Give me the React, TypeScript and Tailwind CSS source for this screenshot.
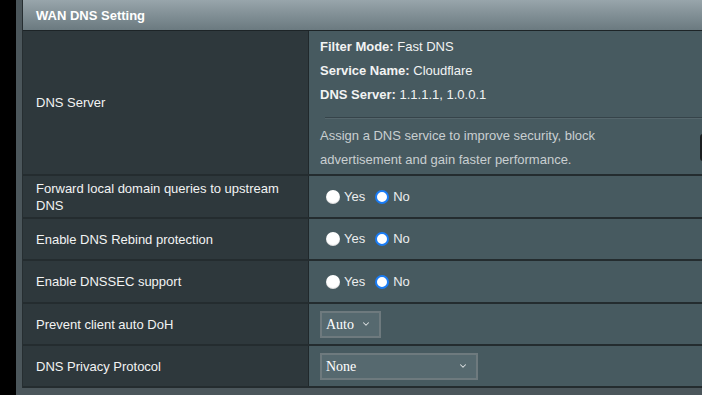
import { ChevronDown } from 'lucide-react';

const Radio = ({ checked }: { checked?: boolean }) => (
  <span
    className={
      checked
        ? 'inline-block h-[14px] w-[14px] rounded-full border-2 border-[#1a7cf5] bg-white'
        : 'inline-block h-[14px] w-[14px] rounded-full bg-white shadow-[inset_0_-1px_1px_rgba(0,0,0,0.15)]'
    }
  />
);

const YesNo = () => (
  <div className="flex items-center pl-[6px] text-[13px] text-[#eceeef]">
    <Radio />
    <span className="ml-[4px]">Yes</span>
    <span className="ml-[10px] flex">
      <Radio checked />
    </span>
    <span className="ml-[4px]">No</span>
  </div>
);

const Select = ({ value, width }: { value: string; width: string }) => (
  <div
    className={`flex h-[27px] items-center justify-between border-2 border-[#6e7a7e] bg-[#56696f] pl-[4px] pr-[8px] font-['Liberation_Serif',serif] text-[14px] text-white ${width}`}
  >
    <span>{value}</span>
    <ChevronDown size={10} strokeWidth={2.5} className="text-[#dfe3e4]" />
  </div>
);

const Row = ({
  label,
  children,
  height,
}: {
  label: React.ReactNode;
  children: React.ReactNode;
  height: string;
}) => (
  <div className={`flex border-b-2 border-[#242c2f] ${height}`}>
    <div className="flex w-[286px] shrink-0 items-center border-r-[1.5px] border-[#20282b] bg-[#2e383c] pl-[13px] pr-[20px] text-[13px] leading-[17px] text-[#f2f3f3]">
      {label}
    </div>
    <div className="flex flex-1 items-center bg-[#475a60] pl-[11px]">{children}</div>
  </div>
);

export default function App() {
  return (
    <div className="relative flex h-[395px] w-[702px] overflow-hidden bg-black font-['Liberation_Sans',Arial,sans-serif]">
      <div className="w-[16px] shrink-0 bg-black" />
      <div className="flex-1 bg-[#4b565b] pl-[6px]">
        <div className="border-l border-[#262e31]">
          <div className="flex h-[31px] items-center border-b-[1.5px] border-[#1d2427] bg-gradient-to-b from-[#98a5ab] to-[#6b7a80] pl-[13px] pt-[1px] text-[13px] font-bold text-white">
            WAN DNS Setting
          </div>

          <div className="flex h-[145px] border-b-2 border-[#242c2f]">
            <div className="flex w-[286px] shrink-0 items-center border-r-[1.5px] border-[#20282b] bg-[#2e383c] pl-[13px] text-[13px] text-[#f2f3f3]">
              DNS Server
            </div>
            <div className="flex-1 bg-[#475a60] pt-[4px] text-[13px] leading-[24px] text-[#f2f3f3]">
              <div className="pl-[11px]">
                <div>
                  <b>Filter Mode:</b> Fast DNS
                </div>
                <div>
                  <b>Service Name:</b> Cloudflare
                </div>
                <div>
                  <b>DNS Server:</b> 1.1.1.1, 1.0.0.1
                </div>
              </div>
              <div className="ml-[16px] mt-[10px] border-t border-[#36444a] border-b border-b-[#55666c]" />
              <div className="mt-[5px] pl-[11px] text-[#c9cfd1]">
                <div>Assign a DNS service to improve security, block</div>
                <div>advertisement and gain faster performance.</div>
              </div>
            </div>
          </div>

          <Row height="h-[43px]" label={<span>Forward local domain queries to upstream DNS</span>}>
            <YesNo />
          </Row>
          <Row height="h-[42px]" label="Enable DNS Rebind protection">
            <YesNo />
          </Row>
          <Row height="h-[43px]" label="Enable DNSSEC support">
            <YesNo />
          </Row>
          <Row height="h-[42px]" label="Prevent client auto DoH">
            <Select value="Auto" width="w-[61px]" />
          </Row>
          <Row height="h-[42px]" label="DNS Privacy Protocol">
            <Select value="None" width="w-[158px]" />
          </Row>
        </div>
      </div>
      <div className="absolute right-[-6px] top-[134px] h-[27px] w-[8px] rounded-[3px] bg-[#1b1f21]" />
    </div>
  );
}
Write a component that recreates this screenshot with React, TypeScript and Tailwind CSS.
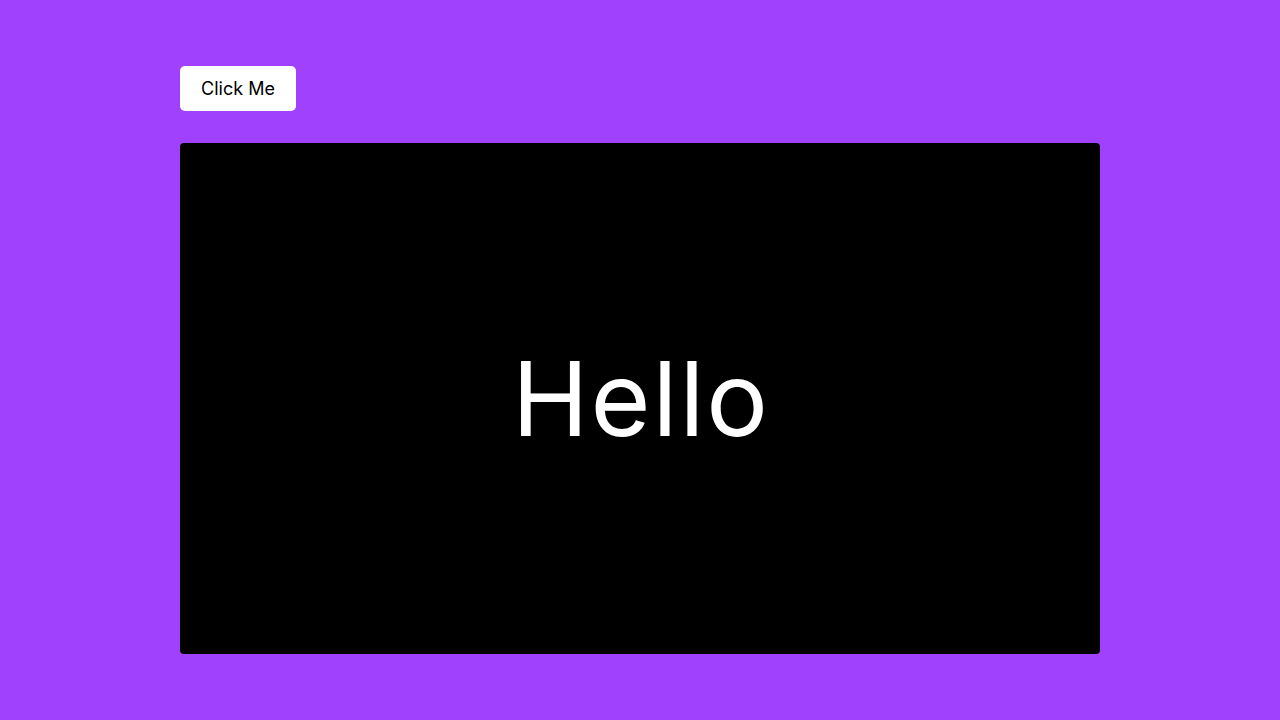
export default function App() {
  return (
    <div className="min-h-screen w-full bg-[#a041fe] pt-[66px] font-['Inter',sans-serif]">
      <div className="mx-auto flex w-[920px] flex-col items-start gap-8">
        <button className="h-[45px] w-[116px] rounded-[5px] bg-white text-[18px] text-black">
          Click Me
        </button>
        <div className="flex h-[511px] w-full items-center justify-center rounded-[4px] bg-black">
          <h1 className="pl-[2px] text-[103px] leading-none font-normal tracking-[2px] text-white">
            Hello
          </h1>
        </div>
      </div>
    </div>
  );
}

------------------------

> [Goal of the exercise] Select the lines that carry the string "screenshot" and copy them.

> [Written response]
Give me the React, TypeScript and Tailwind CSS source for this screenshot.
Write a component that recreates this screenshot with React, TypeScript and Tailwind CSS.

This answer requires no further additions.